On the face of it, labeling early childhood programs as “economic development” seems crazy. We see “economic development” in newspaper headlines about a manufacturing plant or corporate headquarters or major research facility that received large tax credits from a state or local government. What does a preschool program have in common with such tax incentives?
As I argue in my book Investing in Kids (January, 2011), what early childhood programs and tax incentives have in common is the nature of the benefits they potentially provide for local economies. Early childhood programs and tax incentives differ in the means they use, but the ultimate local benefits are similar: higher local per capita earnings.
I’ve pointed out in research over the years that the main benefit of successful “local economic development” is the increase in per capita earnings of local residents (e.g., my book Who Benefits from State and Local Economic Development Policies? 1991). Suppose tax credits attract jobs. This local job increase will lead to increases in employment rates and wage rates of local residents. This better job experience will raise long-run earnings.
What about other possible benefits of tax incentives for business?
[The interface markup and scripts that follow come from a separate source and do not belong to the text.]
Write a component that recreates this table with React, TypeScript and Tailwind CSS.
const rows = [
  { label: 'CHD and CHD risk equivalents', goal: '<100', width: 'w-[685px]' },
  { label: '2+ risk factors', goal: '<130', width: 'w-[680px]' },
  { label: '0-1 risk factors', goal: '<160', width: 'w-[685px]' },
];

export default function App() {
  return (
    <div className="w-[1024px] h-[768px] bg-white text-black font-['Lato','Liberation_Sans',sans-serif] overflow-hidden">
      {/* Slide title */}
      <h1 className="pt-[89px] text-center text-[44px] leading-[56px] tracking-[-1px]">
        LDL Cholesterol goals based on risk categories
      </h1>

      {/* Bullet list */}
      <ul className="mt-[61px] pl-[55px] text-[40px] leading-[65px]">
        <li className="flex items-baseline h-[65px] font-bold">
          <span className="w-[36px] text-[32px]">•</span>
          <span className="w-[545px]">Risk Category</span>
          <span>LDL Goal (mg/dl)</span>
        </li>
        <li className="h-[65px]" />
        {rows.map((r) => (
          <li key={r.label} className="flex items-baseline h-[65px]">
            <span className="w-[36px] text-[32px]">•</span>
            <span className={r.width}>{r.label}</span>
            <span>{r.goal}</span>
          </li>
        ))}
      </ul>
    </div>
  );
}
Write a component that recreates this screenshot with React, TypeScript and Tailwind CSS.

Fiscal benefits of more jobs will be slight unless the jobs raise employment rates and wage rates, which raises tax revenues while lowering social program costs. If job growth does not raise employment rates and wage rates – we just have more jobs and more population, but the same standard of living — it is unclear whether there will be any fiscal benefits, as this increased population will need infrastructure and services of similar or even greater size than the generated tax revenues. Property value increases will occur due to growth, but the empirical evidence indicates these property value increases are slight – typically additional land can be developed without huge increases in prices. Local businesses may gain increased profits from more population, even in the absence of improvements in the standard of living, but competition will limit the extent of these benefits. In-migrants may benefit, but even if this local area had not grown, they could have found similar opportunities elsewhere.
Empirically, increased earnings per capita are 70% of the benefits from the job growth that might be generated by business tax incentives. And almost half of the remaining benefits are fiscal benefits that mostly depend on higher per capita earnings.
If the main benefit from business tax incentives for local economic development is higher earnings per capita, a natural question is whether there are alternative means to attain those benefits. Early childhood programs can achieve higher local earnings per capita. The main way they do so is by helping their child participants get on a path that leads to higher adult skills. Many of these former child participants will stay in the same area, increasing the quality of local labor supply. This higher quality local labor supply will attract new and better business.
Some years back, Art Rolnick and Rob Grunewald of the Minneapolis Fed argued that high-quality early childhood programs were good “economic development” programs because these programs had high rates of return. I agree. But I go further in arguing not only that early childhood programs have high rates of return, but also that much of this return is exactly the same types of benefits provided by well-designed business tax incentives: higher local per capita earnings.